* [EXERCISE INSTRUCTIONS]: Restate the whole listing word for word. Pictures are left out.

* [DATA SECTION]:
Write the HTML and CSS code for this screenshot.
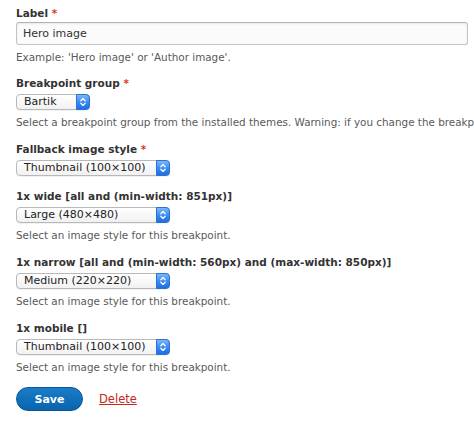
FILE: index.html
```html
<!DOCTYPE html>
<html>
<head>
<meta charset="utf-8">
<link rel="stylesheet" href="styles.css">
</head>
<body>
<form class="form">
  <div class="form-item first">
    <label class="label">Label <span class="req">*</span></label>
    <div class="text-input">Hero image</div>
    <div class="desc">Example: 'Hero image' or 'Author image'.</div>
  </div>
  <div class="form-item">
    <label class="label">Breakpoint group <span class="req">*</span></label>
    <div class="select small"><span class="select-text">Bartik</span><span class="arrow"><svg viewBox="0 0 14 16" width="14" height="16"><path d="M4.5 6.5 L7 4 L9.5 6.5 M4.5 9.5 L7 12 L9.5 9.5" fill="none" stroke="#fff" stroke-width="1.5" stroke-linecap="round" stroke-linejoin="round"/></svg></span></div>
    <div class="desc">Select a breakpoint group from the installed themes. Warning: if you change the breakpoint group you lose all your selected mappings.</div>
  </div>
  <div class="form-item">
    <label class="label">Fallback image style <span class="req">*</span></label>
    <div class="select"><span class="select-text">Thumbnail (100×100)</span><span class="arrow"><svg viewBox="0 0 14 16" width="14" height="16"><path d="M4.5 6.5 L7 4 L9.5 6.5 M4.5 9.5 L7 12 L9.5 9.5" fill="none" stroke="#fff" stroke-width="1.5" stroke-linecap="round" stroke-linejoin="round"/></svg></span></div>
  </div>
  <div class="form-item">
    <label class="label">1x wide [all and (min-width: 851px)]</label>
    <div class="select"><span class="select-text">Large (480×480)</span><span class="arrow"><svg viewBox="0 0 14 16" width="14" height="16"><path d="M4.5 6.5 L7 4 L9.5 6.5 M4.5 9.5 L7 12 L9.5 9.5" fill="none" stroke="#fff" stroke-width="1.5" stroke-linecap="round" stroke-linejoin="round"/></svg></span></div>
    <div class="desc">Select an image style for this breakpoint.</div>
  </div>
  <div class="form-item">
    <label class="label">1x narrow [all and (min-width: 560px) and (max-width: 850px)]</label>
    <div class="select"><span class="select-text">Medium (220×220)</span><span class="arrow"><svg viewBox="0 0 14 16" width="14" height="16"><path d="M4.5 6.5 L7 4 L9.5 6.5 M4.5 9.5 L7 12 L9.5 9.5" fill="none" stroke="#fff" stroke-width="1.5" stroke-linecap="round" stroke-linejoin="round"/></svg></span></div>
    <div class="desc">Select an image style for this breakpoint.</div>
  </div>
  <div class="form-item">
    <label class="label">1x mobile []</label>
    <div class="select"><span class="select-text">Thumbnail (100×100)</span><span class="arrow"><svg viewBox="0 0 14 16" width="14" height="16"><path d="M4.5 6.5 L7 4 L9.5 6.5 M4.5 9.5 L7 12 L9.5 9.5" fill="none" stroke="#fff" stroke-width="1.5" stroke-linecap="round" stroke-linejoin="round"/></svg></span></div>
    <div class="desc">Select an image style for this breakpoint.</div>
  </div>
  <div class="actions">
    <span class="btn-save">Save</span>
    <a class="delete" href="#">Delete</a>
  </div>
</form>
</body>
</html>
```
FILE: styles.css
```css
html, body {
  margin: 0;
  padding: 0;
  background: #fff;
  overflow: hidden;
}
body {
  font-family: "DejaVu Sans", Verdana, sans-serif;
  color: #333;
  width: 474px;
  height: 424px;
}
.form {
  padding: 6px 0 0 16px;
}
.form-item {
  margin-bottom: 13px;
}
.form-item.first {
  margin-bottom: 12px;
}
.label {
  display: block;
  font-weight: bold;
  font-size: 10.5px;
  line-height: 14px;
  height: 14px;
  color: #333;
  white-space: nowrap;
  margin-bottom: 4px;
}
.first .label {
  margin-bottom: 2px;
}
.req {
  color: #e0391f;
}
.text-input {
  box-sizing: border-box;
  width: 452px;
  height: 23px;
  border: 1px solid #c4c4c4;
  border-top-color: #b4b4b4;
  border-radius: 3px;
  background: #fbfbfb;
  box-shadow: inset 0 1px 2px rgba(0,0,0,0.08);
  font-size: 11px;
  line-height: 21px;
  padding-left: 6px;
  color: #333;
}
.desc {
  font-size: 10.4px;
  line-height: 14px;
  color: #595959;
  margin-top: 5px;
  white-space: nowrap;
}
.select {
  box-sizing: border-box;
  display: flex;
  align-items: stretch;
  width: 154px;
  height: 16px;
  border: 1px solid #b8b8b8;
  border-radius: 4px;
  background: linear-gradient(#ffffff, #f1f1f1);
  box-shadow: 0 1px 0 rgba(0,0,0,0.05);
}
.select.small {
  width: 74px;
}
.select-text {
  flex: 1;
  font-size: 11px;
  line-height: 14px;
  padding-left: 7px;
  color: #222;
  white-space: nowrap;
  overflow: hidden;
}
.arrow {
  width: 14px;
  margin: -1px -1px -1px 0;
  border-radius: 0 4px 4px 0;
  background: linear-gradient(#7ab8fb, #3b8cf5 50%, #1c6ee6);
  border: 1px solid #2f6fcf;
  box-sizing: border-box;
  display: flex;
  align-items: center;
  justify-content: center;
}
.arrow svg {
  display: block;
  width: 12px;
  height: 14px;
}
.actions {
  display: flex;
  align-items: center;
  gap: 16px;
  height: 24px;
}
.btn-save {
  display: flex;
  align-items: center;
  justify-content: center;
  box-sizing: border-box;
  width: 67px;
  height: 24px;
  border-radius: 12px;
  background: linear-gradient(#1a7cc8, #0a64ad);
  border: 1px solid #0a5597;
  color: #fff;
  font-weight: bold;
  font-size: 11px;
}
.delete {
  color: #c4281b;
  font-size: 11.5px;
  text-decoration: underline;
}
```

* [SOLUTION TO THE PROBLEM]:
Write the HTML and CSS code for this screenshot.
FILE: index.html
```html
<!DOCTYPE html>
<html>
<head>
<meta charset="utf-8">
<link rel="stylesheet" href="styles.css">
</head>
<body>
<form class="form">
  <div class="form-item first">
    <label class="label">Label <span class="req">*</span></label>
    <div class="text-input">Hero image</div>
    <div class="desc">Example: 'Hero image' or 'Author image'.</div>
  </div>
  <div class="form-item">
    <label class="label">Breakpoint group <span class="req">*</span></label>
    <div class="select small"><span class="select-text">Bartik</span><span class="arrow"><svg viewBox="0 0 14 16" width="14" height="16"><path d="M4.5 6.5 L7 4 L9.5 6.5 M4.5 9.5 L7 12 L9.5 9.5" fill="none" stroke="#fff" stroke-width="1.5" stroke-linecap="round" stroke-linejoin="round"/></svg></span></div>
    <div class="desc">Select a breakpoint group from the installed themes. Warning: if you change the breakpoint group you lose all your selected mappings.</div>
  </div>
  <div class="form-item">
    <label class="label">Fallback image style <span class="req">*</span></label>
    <div class="select"><span class="select-text">Thumbnail (100×100)</span><span class="arrow"><svg viewBox="0 0 14 16" width="14" height="16"><path d="M4.5 6.5 L7 4 L9.5 6.5 M4.5 9.5 L7 12 L9.5 9.5" fill="none" stroke="#fff" stroke-width="1.5" stroke-linecap="round" stroke-linejoin="round"/></svg></span></div>
  </div>
  <div class="form-item">
    <label class="label">1x wide [all and (min-width: 851px)]</label>
    <div class="select"><span class="select-text">Large (480×480)</span><span class="arrow"><svg viewBox="0 0 14 16" width="14" height="16"><path d="M4.5 6.5 L7 4 L9.5 6.5 M4.5 9.5 L7 12 L9.5 9.5" fill="none" stroke="#fff" stroke-width="1.5" stroke-linecap="round" stroke-linejoin="round"/></svg></span></div>
    <div class="desc">Select an image style for this breakpoint.</div>
  </div>
  <div class="form-item">
    <label class="label">1x narrow [all and (min-width: 560px) and (max-width: 850px)]</label>
    <div class="select"><span class="select-text">Medium (220×220)</span><span class="arrow"><svg viewBox="0 0 14 16" width="14" height="16"><path d="M4.5 6.5 L7 4 L9.5 6.5 M4.5 9.5 L7 12 L9.5 9.5" fill="none" stroke="#fff" stroke-width="1.5" stroke-linecap="round" stroke-linejoin="round"/></svg></span></div>
    <div class="desc">Select an image style for this breakpoint.</div>
  </div>
  <div class="form-item">
    <label class="label">1x mobile []</label>
    <div class="select"><span class="select-text">Thumbnail (100×100)</span><span class="arrow"><svg viewBox="0 0 14 16" width="14" height="16"><path d="M4.5 6.5 L7 4 L9.5 6.5 M4.5 9.5 L7 12 L9.5 9.5" fill="none" stroke="#fff" stroke-width="1.5" stroke-linecap="round" stroke-linejoin="round"/></svg></span></div>
    <div class="desc">Select an image style for this breakpoint.</div>
  </div>
  <div class="actions">
    <span class="btn-save">Save</span>
    <a class="delete" href="#">Delete</a>
  </div>
</form>
</body>
</html>
```
FILE: styles.css
```css
html, body {
  margin: 0;
  padding: 0;
  background: #fff;
  overflow: hidden;
}
body {
  font-family: "DejaVu Sans", Verdana, sans-serif;
  color: #333;
  width: 474px;
  height: 424px;
}
.form {
  padding: 6px 0 0 16px;
}
.form-item {
  margin-bottom: 13px;
}
.form-item.first {
  margin-bottom: 12px;
}
.label {
  display: block;
  font-weight: bold;
  font-size: 10.5px;
  line-height: 14px;
  height: 14px;
  color: #333;
  white-space: nowrap;
  margin-bottom: 4px;
}
.first .label {
  margin-bottom: 2px;
}
.req {
  color: #e0391f;
}
.text-input {
  box-sizing: border-box;
  width: 452px;
  height: 23px;
  border: 1px solid #c4c4c4;
  border-top-color: #b4b4b4;
  border-radius: 3px;
  background: #fbfbfb;
  box-shadow: inset 0 1px 2px rgba(0,0,0,0.08);
  font-size: 11px;
  line-height: 21px;
  padding-left: 6px;
  color: #333;
}
.desc {
  font-size: 10.4px;
  line-height: 14px;
  color: #595959;
  margin-top: 5px;
  white-space: nowrap;
}
.select {
  box-sizing: border-box;
  display: flex;
  align-items: stretch;
  width: 154px;
  height: 16px;
  border: 1px solid #b8b8b8;
  border-radius: 4px;
  background: linear-gradient(#ffffff, #f1f1f1);
  box-shadow: 0 1px 0 rgba(0,0,0,0.05);
}
.select.small {
  width: 74px;
}
.select-text {
  flex: 1;
  font-size: 11px;
  line-height: 14px;
  padding-left: 7px;
  color: #222;
  white-space: nowrap;
  overflow: hidden;
}
.arrow {
  width: 14px;
  margin: -1px -1px -1px 0;
  border-radius: 0 4px 4px 0;
  background: linear-gradient(#7ab8fb, #3b8cf5 50%, #1c6ee6);
  border: 1px solid #2f6fcf;
  box-sizing: border-box;
  display: flex;
  align-items: center;
  justify-content: center;
}
.arrow svg {
  display: block;
  width: 12px;
  height: 14px;
}
.actions {
  display: flex;
  align-items: center;
  gap: 16px;
  height: 24px;
}
.btn-save {
  display: flex;
  align-items: center;
  justify-content: center;
  box-sizing: border-box;
  width: 67px;
  height: 24px;
  border-radius: 12px;
  background: linear-gradient(#1a7cc8, #0a64ad);
  border: 1px solid #0a5597;
  color: #fff;
  font-weight: bold;
  font-size: 11px;
}
.delete {
  color: #c4281b;
  font-size: 11.5px;
  text-decoration: underline;
}
```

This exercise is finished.